In his interpretation of Mona Lisa, Langdon addresses the balance between the masculine and the feminine—a balance that is an integral part of the Priory of Sion’s beliefs. Brown suggests that modern society, partly due to the Catholic Church’s influence, has devalued women and banned them from positions of power, especially religious ones. Opus Dei is an extreme embodiment of these sexist principles.
Sister Sandrine is a casualty of the Church’s campaign to oppress women. Like the witches, pagan priestesses, and midwives who were slaughtered by the Church during the crusades, she has been deemed disposable because of her sex. Silas’s willingness to kill a nun who is fundamentally innocent of wrongdoing shows how fanatically convinced Opus Dei is of its own moral supremacy.

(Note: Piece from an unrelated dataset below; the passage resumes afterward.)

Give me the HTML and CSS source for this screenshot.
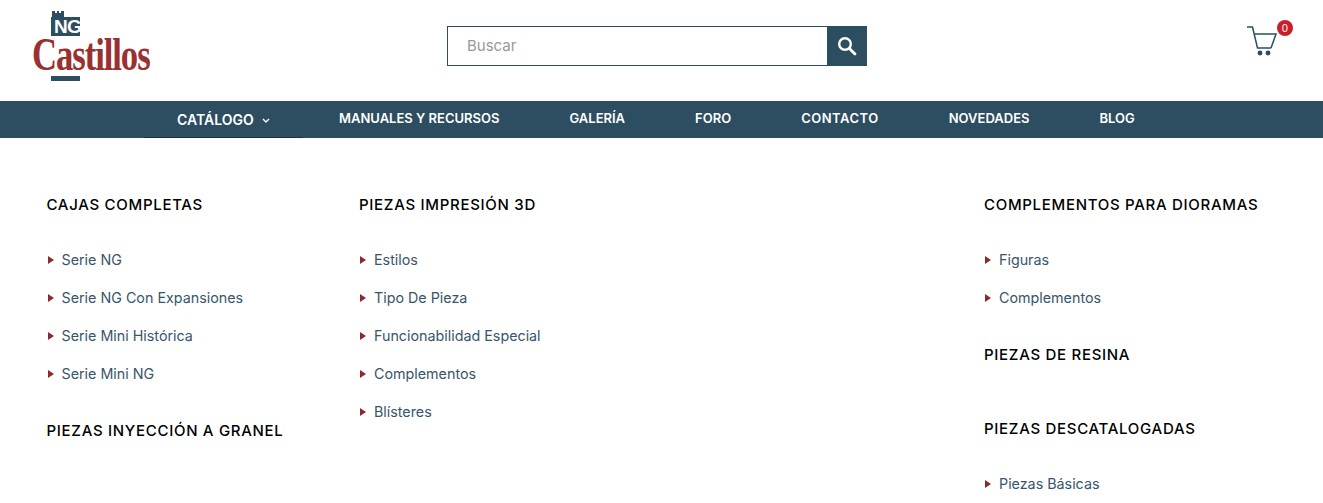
FILE: index.html
```html
<!DOCTYPE html>
<html lang="es">
<head>
  <meta charset="UTF-8">
  <title>NG Castillos</title>
  <link rel="stylesheet" href="styles.css">
</head>
<body>
  <header class="top">
    <a class="logo" href="#">
      <svg class="logo-tower" width="29" height="25" viewBox="0 0 29 25">
        <path fill="#2d4d61" d="M1 0h3v2h2V0h2v2h2V0h3v6h16v19H0V6h1z"/>
        <text class="logo-ng" x="3" y="22">NG</text>
      </svg>
      <span class="logo-name">Castillos</span>
      <span class="logo-bar"></span>
    </a>

    <form class="search">
      <input type="text" placeholder="Buscar">
      <button type="button" aria-label="Buscar">
        <svg width="20" height="20" viewBox="0 0 20 20" fill="none" stroke="#fff">
          <circle cx="8" cy="8" r="5.8" stroke-width="2.4"/>
          <path d="M12.4 12.4l5.6 5.6" stroke-width="2.8" stroke-linecap="round"/>
        </svg>
      </button>
    </form>

    <a class="cart" href="#">
      <svg width="32" height="32" viewBox="0 0 32 32" fill="none" stroke="#2d4d61" stroke-width="1.5">
        <path d="M1 3h5.5l5 21h13.5"/>
        <path d="M8 10h22l-5 14"/>
        <circle cx="14" cy="29" r="1.7" fill="#2d4d61"/>
        <circle cx="22" cy="29" r="1.7" fill="#2d4d61"/>
      </svg>
      <span class="cart-count">0</span>
    </a>
  </header>

  <nav class="nav">
    <a class="nav-item nav-active" href="#">CATÁLOGO
      <svg class="chevron" width="8" height="6" viewBox="0 0 8 6" fill="none" stroke="#fff" stroke-width="1.4"><path d="M1 1l3 3 3-3"/></svg>
    </a>
    <a class="nav-item" href="#">MANUALES Y RECURSOS</a>
    <a class="nav-item" href="#">GALERÍA</a>
    <a class="nav-item" href="#">FORO</a>
    <a class="nav-item nav-spaced" href="#">CONTACTO</a>
    <a class="nav-item" href="#">NOVEDADES</a>
    <a class="nav-item" href="#">BLOG</a>
  </nav>

  <main class="menu">
    <section>
      <h3>CAJAS COMPLETAS</h3>
      <ul>
        <li>Serie NG</li>
        <li>Serie NG Con Expansiones</li>
        <li>Serie Mini Histórica</li>
        <li>Serie Mini NG</li>
      </ul>
      <h3>PIEZAS INYECCIÓN A GRANEL</h3>
    </section>
    <section>
      <h3>PIEZAS IMPRESIÓN 3D</h3>
      <ul>
        <li>Estilos</li>
        <li>Tipo De Pieza</li>
        <li>Funcionabilidad Especial</li>
        <li>Complementos</li>
        <li>Blísteres</li>
      </ul>
    </section>
    <section></section>
    <section>
      <h3>COMPLEMENTOS PARA DIORAMAS</h3>
      <ul>
        <li>Figuras</li>
        <li>Complementos</li>
      </ul>
      <h3 class="solo">PIEZAS DE RESINA</h3>
      <h3>PIEZAS DESCATALOGADAS</h3>
      <ul class="last">
        <li>Piezas Básicas</li>
      </ul>
    </section>
  </main>
</body>
</html>
```

FILE: styles.css
```css
html, body {
  height: 503px;
  overflow: hidden;
}

body {
  margin: 0;
  background: #fff;
  font-family: Inter, "Open Sans", sans-serif;
  color: #2d4d61;
}

a {
  text-decoration: none;
  color: inherit;
}

.top {
  height: 101px;
  display: grid;
  grid-template-columns: 447px 420px 1fr;
  align-items: start;
}

.logo {
  display: flex;
  flex-direction: column;
  width: 120px;
  height: 71px;
  margin: 11px 0 0 32px;
}

.logo-tower {
  flex: none;
  margin-left: 19px;
}

.logo-ng {
  font: 700 19px "Liberation Sans", sans-serif;
  letter-spacing: -0.6px;
  fill: #fff;
}

.logo-name {
  font: 700 32px/36px "Liberation Serif", serif;
  color: #9b3030;
  letter-spacing: -1px;
  white-space: nowrap;
  transform: scale(1.085, 1.44);
  transform-origin: left center;
}

.logo-bar {
  flex: none;
  width: 29px;
  height: 5px;
  margin: 4px 0 0 19px;
  background: #2d4d61;
}

.search {
  display: flex;
  height: 40px;
  margin-top: 26px;
  box-sizing: border-box;
}

.search input {
  flex: 1;
  min-width: 0;
  box-sizing: border-box;
  padding: 0 19px 2px;
  border: 1px solid #2d4d61;
  border-right: 0;
  font: 15px Inter, sans-serif;
  outline: none;
}

.search input::placeholder {
  color: #999;
}

.search button {
  width: 40px;
  padding: 0;
  border: 0;
  background: #2d4d61;
  display: flex;
  align-items: center;
  justify-content: center;
}

.cart {
  justify-self: end;
  position: relative;
  margin: 24px 45px 0 0;
  width: 32px;
  height: 32px;
}

.cart-count {
  position: absolute;
  top: -4px;
  right: -15px;
  width: 16px;
  height: 16px;
  border-radius: 50%;
  background: #c8202a;
  color: #fff;
  font-size: 10px;
  line-height: 16px;
  text-align: center;
}

.nav {
  height: 37px;
  background: #2d4d61;
  display: flex;
  padding-left: 144px;
}

.nav-item {
  padding: 0 35px;
  line-height: 35px;
  font-size: 13px;
  font-weight: 600;
  color: #fff;
  white-space: nowrap;
}

.nav-spaced {
  letter-spacing: 0.5px;
}

.nav-active {
  padding: 0 33px;
  line-height: 37px;
  width: 159px;
  box-sizing: border-box;
  border-bottom: 1px solid #1f2f3a;
  margin-right: 1px;
  font-size: 14px;
}

.chevron {
  margin-left: 5px;
  vertical-align: 1px;
}

.menu {
  display: grid;
  grid-template-columns: repeat(4, 312.5px);
  padding: 57px 0 0 46.5px;
}

.menu h3 {
  margin: 0 0 35px;
  font-size: 15px;
  line-height: 20px;
  font-weight: 500;
  letter-spacing: 0.7px;
  color: #000;
  white-space: nowrap;
}

.menu h3.solo {
  margin-bottom: 54px;
}

.menu ul {
  list-style: none;
  margin: 0 0 37px;
  padding: 0;
}

.menu ul.last {
  margin-bottom: 0;
}

.menu li {
  position: relative;
  height: 20px;
  margin-bottom: 18px;
  padding-left: 15px;
  font-size: 14.3px;
  line-height: 20px;
  color: #37566b;
}

.menu li:last-child {
  margin-bottom: 0;
}

.menu li::before {
  content: "";
  position: absolute;
  left: 1px;
  top: 6px;
  border-left: 6px solid #8c2a2f;
  border-top: 4px solid transparent;
  border-bottom: 4px solid transparent;
}
```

Brown suggests that religion is open to interpretation. For example, Silas likely believes that his faith, like that of the biblical Job, is being tested by God; for this reason, the delivery of the dead-end message to Silas in the book of Job is appropriate. Silas believes that the brotherhood’s interpretation of scripture is a sacrilegious mockery. But the members of the brotherhood surely feel that they have been truthful to the real religion and have observed it appropriately.
Chapter 27 is used largely to prolong the uncertainty over whether Langdon and Sophie will get out of the Louvre. This chapter is typical of the way Brown uses short chapters to build suspense. By cutting back and forth between different events that are occurring simultaneously, Brown creates a sense of immediacy and maintains excitement and suspense.